Wer vor bereits einer Woche das ZDF anschaltete konnte für einen kurzen Augenblick das Gefühl haben, auf einem amerikanischen Fernsehsender gelandet zu sein.
Denn während die meisten Zuschauer eine Wahlsendung, wie sie es von Landtags- bzw. Bundestagswahlen im deutschen Fernsehen gewohnt sind, erwarteten, erblickte man ein riesiges Wahlstudio, samt Großbildschirm (der auch so manchen US-Sender Konkurrenz machen konnte) und ein Publikum, dass eher an das ZDF-Sportstudio erinnerte als an eine Wahlsendung. Nur die Fussballtrikots der Zuschauerinnen und Zuschauer stellten sich schnell als Obama T-Shirts herraus.
Doch so weit hergeholt, wie es im ersten moment erscheint, ist der Vergleich mit dem Sportstudio gar nicht gewesen.
Spontan hatte das ZDF die Gunst der Stunde genutzt und die US-Wahl zum Event des Jahres auserkohren. Und hätte man als Zuschauer nicht gewusst, dass in den USA gewählt wird, wäre man in den ersten Minuten möglicherweise von einer Wiederholung des Fussball-WM-Studios ausgegangen. Denn bis auf die Tatsache, dass die Veranstaltung nicht im SonyCenter sondern (wahrscheinlich auf Grund des Wetters) im ehemaligen Berliner Fernmeldeamt stattfand, ließen sich so einige Paralellen finden.
So nutzten die ZDF Moderatoren etwa den aus ZDF-Fussballübertragungen bekannten Touchscreen um spontan auf aktuelle Reaktionen, Videoclips oder Wahlergebnisse in den verschiedenen Bundesstaaten reagieren zu können. Daneben wurden eine ganze Reihe von Experten aufgeboten, die das ganze Geschehen von ihrer Seite aus analysierten.
Und selbst der „Wahlstandanzeiger“ am Bildschirmrand, der darstellte wie viele Wahlmänner die beiden Kandidaten derzeit auf sich vereinigten, errinnerte in gwisser Weise an Sportübertragungen.
Selbst das Publikum ließ letztlich keinen Zweifel daran aufkommen, das es sich nicht um eine gewöhnliche Wahlsendung handelte. So wurde jedes für Obama positive Ergebnis fast ebenso frenetisch gefeiert, wie ein Auftritt von Robbie Williams oder Madonna in der Sendung „Wetten Das…?“.

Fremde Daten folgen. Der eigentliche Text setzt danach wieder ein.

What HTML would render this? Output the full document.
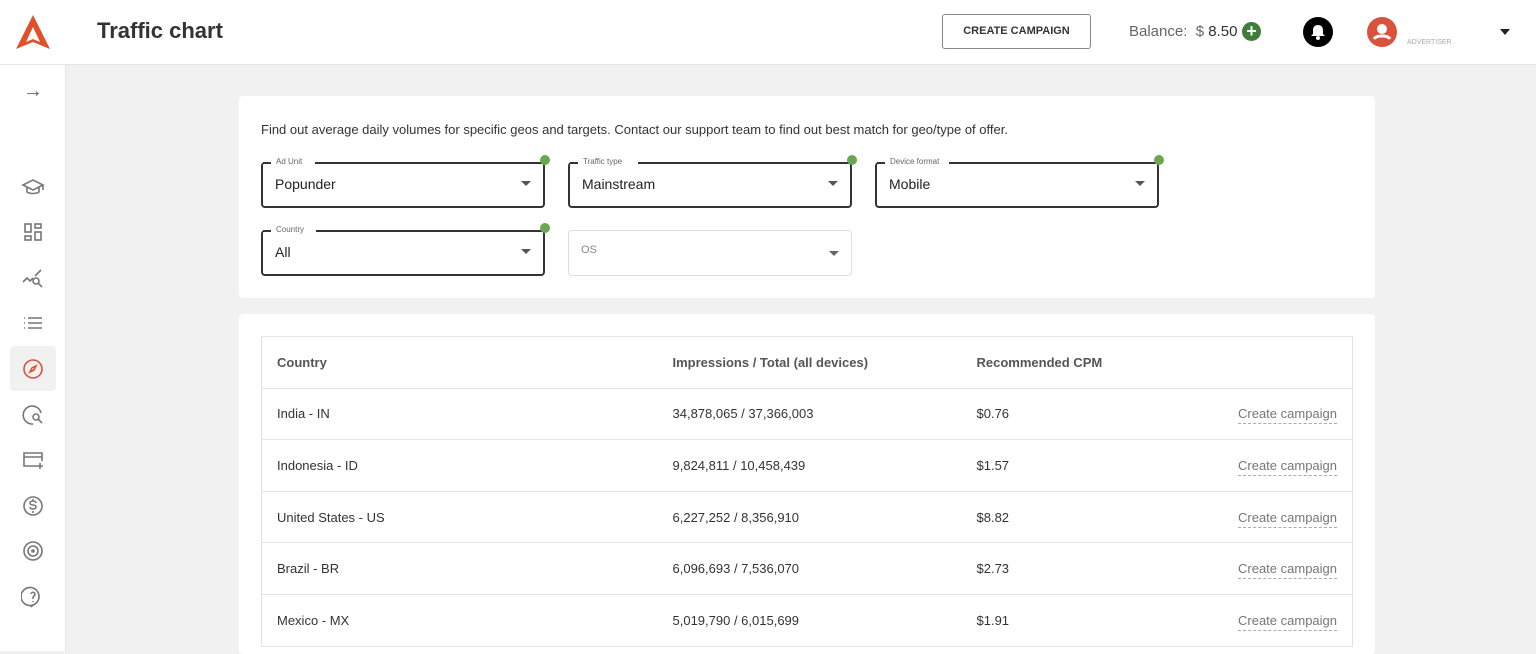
<!DOCTYPE html>
<html><head><style>
*{box-sizing:border-box;margin:0;padding:0}
body{width:1536px;height:651px;overflow:hidden;background:#f1f1f1;font-family:"Liberation Sans",sans-serif;color:#333;position:relative}
.hdr{position:absolute;left:0;top:0;width:1536px;height:65px;background:#fff;border-bottom:1px solid #e6e6e6}
.side{position:absolute;left:0;top:65px;width:66px;height:586px;background:#fff;border-right:1px solid #e6e6e6}
.ic{position:absolute;left:21px;width:24px;height:24px}
.card{position:absolute;background:#fff;border-radius:4px}
.fld{position:absolute;height:46px;border:2px solid #333;border-top:none;border-radius:4px}
.fld .lbl{position:absolute;top:-5px;left:10px;font-size:8px;color:#666;background:#fff;padding:0 3px;line-height:10px}
.fld .tl{position:absolute;top:0;height:2px;background:#333}
.fld .v{position:absolute;left:12px;top:14px;font-size:14px;color:#222}
.fld .ar{position:absolute;right:12px;top:19px;border-left:5px solid transparent;border-right:5px solid transparent;border-top:5px solid #555}
.dot{position:absolute;width:10px;height:10px;border-radius:50%;background:#6aa84f;right:-7px;top:-7px}
table{position:absolute;left:261px;top:336px;width:1092px;border-collapse:collapse;font-size:13px}
td{border-top:1px solid #e3e3e3;height:51.6px;padding-left:15px;color:#333}
tr:first-child td{color:#555;font-weight:bold}
td.c{text-align:right;padding-right:15px;color:#777}
td.c span{border-bottom:1px dashed #aaa;padding-bottom:2px}
</style></head><body>
<div class="hdr">
<svg style="position:absolute;left:15px;top:14px" width="36" height="36" viewBox="0 0 36 36"><path d="M18 1 L35 35 L18 28 L1 35 Z" fill="#e0502a"/><path d="M18 13 L25 28 L18 25 L11 28Z" fill="#fff"/></svg>
<div style="position:absolute;left:97px;top:18px;font-size:22px;font-weight:bold;color:#333">Traffic chart</div>
<div style="position:absolute;left:942px;top:14px;width:149px;height:35px;border:1px solid #888;border-radius:3px;font-size:11px;font-weight:bold;text-align:center;line-height:33px;color:#333">CREATE CAMPAIGN</div>
<div style="position:absolute;left:1129px;top:23px;font-size:15px;color:#666;white-space:nowrap">Balance:&nbsp; $ <span style="color:#333">8.50</span></div>
<div style="position:absolute;left:1242px;top:22px;width:19px;height:19px;border-radius:50%;background:#3f7d3a;color:#fff;font-size:18px;line-height:18px;text-align:center;font-weight:bold">+</div>
<div style="position:absolute;left:1303px;top:17px;width:30px;height:30px;border-radius:50%;background:#000"><svg width="30" height="30" viewBox="0 0 30 30"><path d="M15 8c-3 0-5 2-5 5v4l-2 2h14l-2-2v-4c0-3-2-5-5-5z" fill="#fff"/><circle cx="15" cy="21" r="2" fill="#fff"/></svg></div>
<div style="position:absolute;left:1367px;top:17px;width:30px;height:30px;border-radius:50%;background:#d9523b"><svg width="30" height="30" viewBox="0 0 30 30"><circle cx="15" cy="12" r="5" fill="#fff"/><path d="M7 22c2-4 14-4 16 0" stroke="#fff" stroke-width="3" fill="none"/></svg></div>
<div style="position:absolute;left:1407px;top:39px;font-size:7px;color:#aaa">ADVERTISER</div>
<div style="position:absolute;left:1500px;top:29px;border-left:5px solid transparent;border-right:5px solid transparent;border-top:6px solid #222"></div>
</div>
<div class="side">
<div style="position:absolute;left:23px;top:15px;font-size:20px;color:#666">→</div>
<div style="position:absolute;left:10px;top:281px;width:46px;height:45px;background:#f1f1f1;border-radius:4px"></div>
<svg class="ic" style="top:110px" viewBox="0 0 24 24" fill="none" stroke="#777" stroke-width="1.6"><path d="M2 10l10-5 10 5-10 5z M6 12v5c3 2 9 2 12 0v-5 M22 10v5"/></svg>
<svg class="ic" style="top:155px" viewBox="0 0 24 24" fill="none" stroke="#777" stroke-width="1.6"><rect x="4" y="4" width="6" height="8"/><rect x="14" y="4" width="6" height="4"/><rect x="4" y="16" width="6" height="4"/><rect x="14" y="12" width="6" height="8"/></svg>
<svg class="ic" style="top:201px" viewBox="0 0 24 24" fill="none" stroke="#777" stroke-width="1.6"><path d="M2 16l4-4 3 3 3-3M14 10l6-6"/><circle cx="15" cy="15" r="3"/><path d="M17 17l4 4"/></svg>
<svg class="ic" style="top:246px" viewBox="0 0 24 24" fill="none" stroke="#777" stroke-width="1.6"><path d="M3 7h1M3 12h1M3 17h1M7 7h14M7 12h14M7 17h14"/></svg>
<svg class="ic" style="top:292px" viewBox="0 0 24 24" fill="none" stroke="#d9523b" stroke-width="1.6"><circle cx="12" cy="12" r="9"/><path d="M15 9l-2 4-4 2 2-4z"/></svg>
<svg class="ic" style="top:338px" viewBox="0 0 24 24" fill="none" stroke="#777" stroke-width="1.6"><path d="M20 10A9 9 0 1 0 12 21"/><circle cx="15" cy="14" r="3"/><path d="M17 16l4 4"/></svg>
<svg class="ic" style="top:383px" viewBox="0 0 24 24" fill="none" stroke="#777" stroke-width="1.6"><path d="M16 18H3V5h18v8M3 9h18M19 15v6M16 18h6"/></svg>
<svg class="ic" style="top:429px" viewBox="0 0 24 24" fill="none" stroke="#777" stroke-width="1.6"><circle cx="12" cy="12" r="9"/><path d="M15 9c0-1-1-2-3-2s-3 1-3 2 1 2 3 2 3 1 3 2-1 2-3 2-3-1-3-2M12 5v2M12 17v2"/></svg>
<svg class="ic" style="top:474px" viewBox="0 0 24 24" fill="none" stroke="#777" stroke-width="1.6"><circle cx="12" cy="12" r="9"/><circle cx="12" cy="12" r="5"/><circle cx="12" cy="12" r="1"/></svg>
<svg class="ic" style="top:520px" viewBox="0 0 24 24" fill="none" stroke="#777" stroke-width="1.6"><path d="M12 20a9 9 0 1 1 0-17 9 9 0 0 1 0 17l-2 2"/><path d="M10 9a2 2 0 1 1 3 2c-1 1-1 1-1 3M12 16v1"/></svg>
</div>
<div class="card" style="left:239px;top:96px;width:1136px;height:202px">
<div style="position:absolute;left:22px;top:26px;font-size:13px;color:#333">Find out average daily volumes for specific geos and targets. Contact our support team to find out best match for geo/type of offer.</div>
</div>
<div class="fld" style="left:261px;top:162px;width:284px"><div class="tl" style="left:0;width:8px"></div><div class="tl" style="left:52px;right:0"></div><div class="lbl">Ad Unit</div><div class="v">Popunder</div><div class="ar"></div><div class="dot"></div></div>
<div class="fld" style="left:568px;top:162px;width:284px"><div class="tl" style="left:0;width:8px"></div><div class="tl" style="left:68px;right:0"></div><div class="lbl">Traffic type</div><div class="v">Mainstream</div><div class="ar"></div><div class="dot"></div></div>
<div class="fld" style="left:875px;top:162px;width:284px"><div class="tl" style="left:0;width:8px"></div><div class="tl" style="left:72px;right:0"></div><div class="lbl">Device format</div><div class="v">Mobile</div><div class="ar"></div><div class="dot"></div></div>
<div class="fld" style="left:261px;top:230px;width:284px"><div class="tl" style="left:0;width:8px"></div><div class="tl" style="left:53px;right:0"></div><div class="lbl">Country</div><div class="v">All</div><div class="ar"></div><div class="dot"></div></div>
<div class="fld" style="left:568px;top:230px;width:284px;height:46px;border:1px solid #ddd"><div class="v" style="top:13px;font-size:11px;color:#888">OS</div><div class="ar" style="border-top-color:#666;top:20px"></div></div>
<div class="card" style="left:239px;top:314px;width:1136px;height:340px"></div>
<table style="border:1px solid #e3e3e3">
<tr><td style="width:396px;border-top:none">Country</td><td style="width:304px;border-top:none">Impressions / Total (all devices)</td><td style="border-top:none">Recommended CPM</td><td style="border-top:none"></td></tr>
<tr><td>India - IN</td><td>34,878,065 / 37,366,003</td><td>$0.76</td><td class="c"><span>Create campaign</span></td></tr>
<tr><td>Indonesia - ID</td><td>9,824,811 / 10,458,439</td><td>$1.57</td><td class="c"><span>Create campaign</span></td></tr>
<tr><td>United States - US</td><td>6,227,252 / 8,356,910</td><td>$8.82</td><td class="c"><span>Create campaign</span></td></tr>
<tr><td>Brazil - BR</td><td>6,096,693 / 7,536,070</td><td>$2.73</td><td class="c"><span>Create campaign</span></td></tr>
<tr><td>Mexico - MX</td><td>5,019,790 / 6,015,699</td><td>$1.91</td><td class="c"><span>Create campaign</span></td></tr>
</table>
</body></html>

Die Einzigen die jetzt noch gefehlt hätten wären Johannes B. Kerner und Thomas Gottschalk als „Gastgeber“ der Sendung gewesen…
Doch das genau dieses „Sportstudio-Format“ beim Zuschauer scheinbar ankommt, zeigen die Zuschauerquoten. So konnte das ZDF die Mitkonkurrenten RTL, ARD und SAT1 deutlich abhängen.
Das ZDF kam mit seiner Sendung ab 23.55 Uhr auf einen Schnitt von 780.000 Zuschauer und damit einen Marktanteil von 15 Prozent. RTL wiederum sendete ab 00.30 Uhr und konnte mit 580.000 Zuschauern einen Marktanteil von 13,3 Prozent erreichen. Die ARD schaffte es, laut digitalfernsehen.de, jedoch nur auf 11,2 Prozent. Insgesamt hätten bis 3 Uhr rund 2,7 Millionen Bürger mindestens eine der Sendungen zur US-Wahl verfolgt.
Das Erste landete im Quotenwettrennen in der Wahlnacht also gar nur auf den Dritten Platz, hinter ZDF und RTL. Schuldig gemacht wird dafür die Wahl des „alten“ Wahlstudioformats. Während das ZDF nämlich aus Berlin sendete (was der Zuschauer nur durch sehr genaues Beobachten feststellen konnte) sendete die ARD aus einem kleinen Studio in Washington.
Dem SPIGEL zufolge hätten sich die ARD-Verantworlichen diesen Fehler jedoch bereits eingestanden. So sei die Emotionalität der Wahlnacht in ihrem Format nicht vermittelt worden. Desweiteren habe man sich schon die Frage gestellt, ob es sich künftig noch lohne, vor Ort zu sein, wenn der Zuschau dies nicht bemerke.
Zusammenfassend wird deutlich, dass die Wahlberichterstattung über die US-Wahl in diesem Jahr ein neues Ausmaß angenommen hat.
In gewisser Weise könnte sie gar als Generalprobe für die Bundestagswahl im kommenden Jahr gesehen werden. Auch wenn klar ist, dass eine solche Euphorie für Angela Merkel und Frank-Walter Steinmeier nicht zu erwarten sein wird, werden sicher einige Elemente übernommen werden.